It’s been really odd for me… getting older. I feel like such a babe in some areas. I feel like I have so much more to learn about being a wife & mother! I wonder what I will be thinking and feeling ten years from now when likely my fertility will be wrapped up and my first and second child will be entering adulthood?
I read this article a few days ago.
http://www.enotalone.com/article/3931.html
It was kinda refreshing in that it showed more balanced insight of groups of women. Many of the articles I have read either show the strong pro family ( adamantly opposing anything faintly of feminism persuasion ) or the blatant hard core feminist world view -that really consists of a minority population of women.
I think the article made well a point that I have tried to bring up in Christian circles ( the nature of the cultural confusion on motherhood not being as well thought out as to purposely be doing battle against the Christian home). Attacking our values is not most secular women’s aim in life, yk. Nor is my aim as a Christian woman to spend my time to take issue with world views that I don’t live by. I just purpose to live faithfully the way I have been directed to.
I have to say I have always had a strong desire for marriage and family ( even though my growing up years were a bit odd and could have turned me against men as a whole) I threw myself into christian work for several of my single years and many saw me as more of an activities driven person then I really was. I too questioned if I should just work hard and go into a Bible College and do service to others rather than hold out for a man, marriage & family.
Right before I married I was asked by a Pastor to examine the amount of church activity I was involved in as a means to determine if my Beloved was the one for me… And my heart screamed inside my chest ” Don’t you get it that is why I give my all to the church… because I don’t have a family of my own to pour myself into.” I loved being with children and did lots of activities with children’s ministries, but I intuitively stayed away from the babies… they made my maternal desires well up so full I felt broken that my man was not in my life yet. Maybe if I was a little younger I wouldn’t have responded that way, but I was 26 by the time I finally married. I’d wanted to be married and start a family for many years.
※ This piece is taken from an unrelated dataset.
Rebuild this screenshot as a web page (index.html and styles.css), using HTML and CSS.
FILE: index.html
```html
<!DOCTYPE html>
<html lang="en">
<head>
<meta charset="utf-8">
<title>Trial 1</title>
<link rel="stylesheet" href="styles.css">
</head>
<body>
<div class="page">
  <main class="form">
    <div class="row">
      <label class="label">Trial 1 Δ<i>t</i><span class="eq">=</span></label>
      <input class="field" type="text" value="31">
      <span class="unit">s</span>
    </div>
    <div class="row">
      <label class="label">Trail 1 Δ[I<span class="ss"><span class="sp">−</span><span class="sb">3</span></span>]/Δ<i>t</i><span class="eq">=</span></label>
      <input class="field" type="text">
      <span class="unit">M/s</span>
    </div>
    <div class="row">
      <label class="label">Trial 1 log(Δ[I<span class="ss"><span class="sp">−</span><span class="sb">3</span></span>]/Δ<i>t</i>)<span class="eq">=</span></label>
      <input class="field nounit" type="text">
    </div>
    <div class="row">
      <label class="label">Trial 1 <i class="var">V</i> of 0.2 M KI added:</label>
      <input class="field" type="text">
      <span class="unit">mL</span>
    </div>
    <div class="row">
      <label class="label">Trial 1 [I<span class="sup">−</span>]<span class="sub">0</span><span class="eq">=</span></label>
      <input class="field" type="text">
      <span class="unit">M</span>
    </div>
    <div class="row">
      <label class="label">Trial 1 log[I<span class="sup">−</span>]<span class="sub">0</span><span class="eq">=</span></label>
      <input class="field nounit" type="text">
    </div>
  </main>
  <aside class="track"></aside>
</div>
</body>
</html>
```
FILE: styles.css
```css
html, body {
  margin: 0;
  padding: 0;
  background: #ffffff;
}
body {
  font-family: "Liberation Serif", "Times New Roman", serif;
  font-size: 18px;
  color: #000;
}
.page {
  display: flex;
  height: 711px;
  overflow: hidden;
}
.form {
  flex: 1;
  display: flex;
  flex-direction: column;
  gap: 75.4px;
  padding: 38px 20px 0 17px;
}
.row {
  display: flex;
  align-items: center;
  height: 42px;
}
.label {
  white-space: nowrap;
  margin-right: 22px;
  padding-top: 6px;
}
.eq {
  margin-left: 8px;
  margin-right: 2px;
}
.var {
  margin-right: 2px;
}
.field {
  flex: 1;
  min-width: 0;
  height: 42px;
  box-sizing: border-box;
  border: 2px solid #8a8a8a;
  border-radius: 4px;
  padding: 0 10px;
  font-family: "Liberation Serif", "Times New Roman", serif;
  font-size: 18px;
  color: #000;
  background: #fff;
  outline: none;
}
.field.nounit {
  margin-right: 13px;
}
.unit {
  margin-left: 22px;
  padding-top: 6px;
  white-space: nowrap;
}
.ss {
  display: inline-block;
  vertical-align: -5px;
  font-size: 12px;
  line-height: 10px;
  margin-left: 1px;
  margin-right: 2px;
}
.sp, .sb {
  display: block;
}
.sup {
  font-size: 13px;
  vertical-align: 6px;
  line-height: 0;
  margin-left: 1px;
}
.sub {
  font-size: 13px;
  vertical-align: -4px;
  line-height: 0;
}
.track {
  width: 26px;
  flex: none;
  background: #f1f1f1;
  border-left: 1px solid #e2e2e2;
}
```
I view motherhood as the ultimate career- a position that helps me be all I can be. Having the versatility that most professions would not afford. I can grow in all areas of interest rather than focus only on the expectations that an employer would have for my job description. I never feel like I am loosing myself, but that I am gaining in life what I hold dearest, relationships and the daily refining of the knowledge and skills to give into those people that are placed in my life. I guess I don’t have the strongest need to be ‘important’ to a whole lot of people, certainly not the world. I have no regret in giving myself solely to those in my family, they can have all of me. And I don’t ever regret giving into maternal desires as to conceive another child. I had one short lived season where I resisted the idea of the ‘next one’ coming along that was the summer we about killed ourselves to get moved into our first home and then I wanted to ‘get organized’ before we had another… a few very busy months went by that I knew I was fertile, yet I would have a level of relief when I wasn’t expecting… my second little girl was clearly conceived and seven months later she was birthed into her daddy’s arms in the living-room our our home.
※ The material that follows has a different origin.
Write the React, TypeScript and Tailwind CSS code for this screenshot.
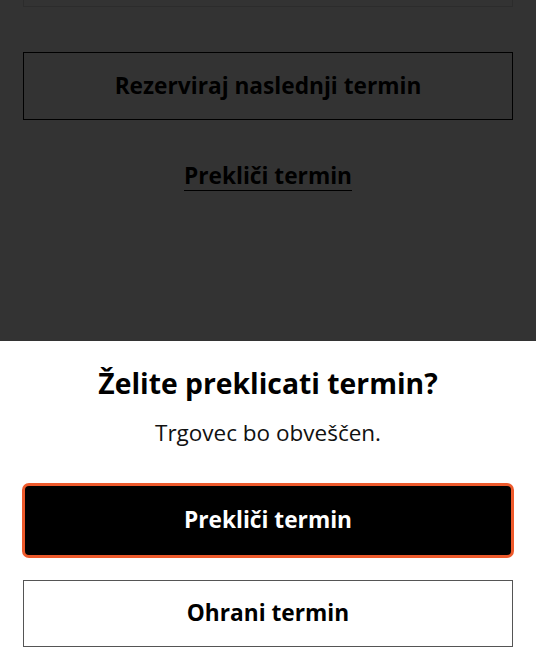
export default function App() {
  return (
    <div className="relative h-[655px] w-[536px] overflow-hidden bg-white font-['Open_Sans',sans-serif]">
      {/* Page behind the sheet */}
      <div className="px-[23px]">
        <div className="-mt-[40px] h-[47px] border border-[#dcdcdc] bg-white" />
        <button className="mt-[45px] flex h-[68px] w-full items-center justify-center border border-black bg-white text-[22.7px] font-bold text-black">
          Rezerviraj naslednji termin
        </button>
        <div className="mt-[42px] flex justify-center">
          <span className="border-b border-black text-[22.7px] font-bold leading-[28px] text-black">Prekliči termin</span>
        </div>
      </div>

      {/* Overlay */}
      <div className="absolute inset-0 bg-black/80" />

      {/* Bottom sheet */}
      <div className="absolute inset-x-0 top-[341px] bottom-0 bg-white px-[22px]">
        <h2 className="mt-[23px] text-center text-[28.3px] font-bold leading-[38px] text-black">Želite preklicati termin?</h2>
        <p className="mt-[16px] text-center text-[22.5px] leading-[30px] text-[#111]">Trgovec bo obveščen.</p>
        <button className="mt-[35px] flex h-[75px] w-full items-center justify-center rounded-[7px] border-[3px] border-[#ee5a2c] bg-black text-[22.7px] font-bold text-white">
          Prekliči termin
        </button>
        <div className="px-[1px]">
          <button className="mt-[22px] flex h-[67px] w-full items-center justify-center border border-[#555] bg-white text-[22.7px] font-bold text-black">
            Ohrani termin
          </button>
        </div>
      </div>
    </div>
  )
}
I’ve never felt resistant again.
The last few years I explored the idea of maybe having a career or special ministry during or after motherhood and I came to the conclusion that I am forever primarily Wife/MOTHER and will continue as so into grand-motherhood until my death.
I remember watching a PBS documentary my second year of marriage on the longevity of marriages. All of the couples had been married 40, 50, or 60 plus years. The common thread in what they said was that it took decades to really, really know their spouses.That the seasons of being newlyweds, parents, sharing and enjoying retirement and the grand-parenting years these were the motivation to work through any problems because they had a desire to know more about each other in each season of life. It was worth the forgiveness and faithfulness that had to take place in their marriages.
Seasons of parenthood are similar. We desire to share what comes next, and after that, and after that. It takes all of our being to make those years rich.
I pray that I can carry a few more babies before menopause. While doing a lot of praying I realized that when it is time for my fertility to end I will likely accept it fairly well and be ready for the lack of childbearing responsibilities. And embrace enjoying the children I still have at home. I think the mourning of a season of life gone by will be relatively short and as I wake from it I will look around at all the lovely endeavors I have before me and the cherub faces I will have lots of time with.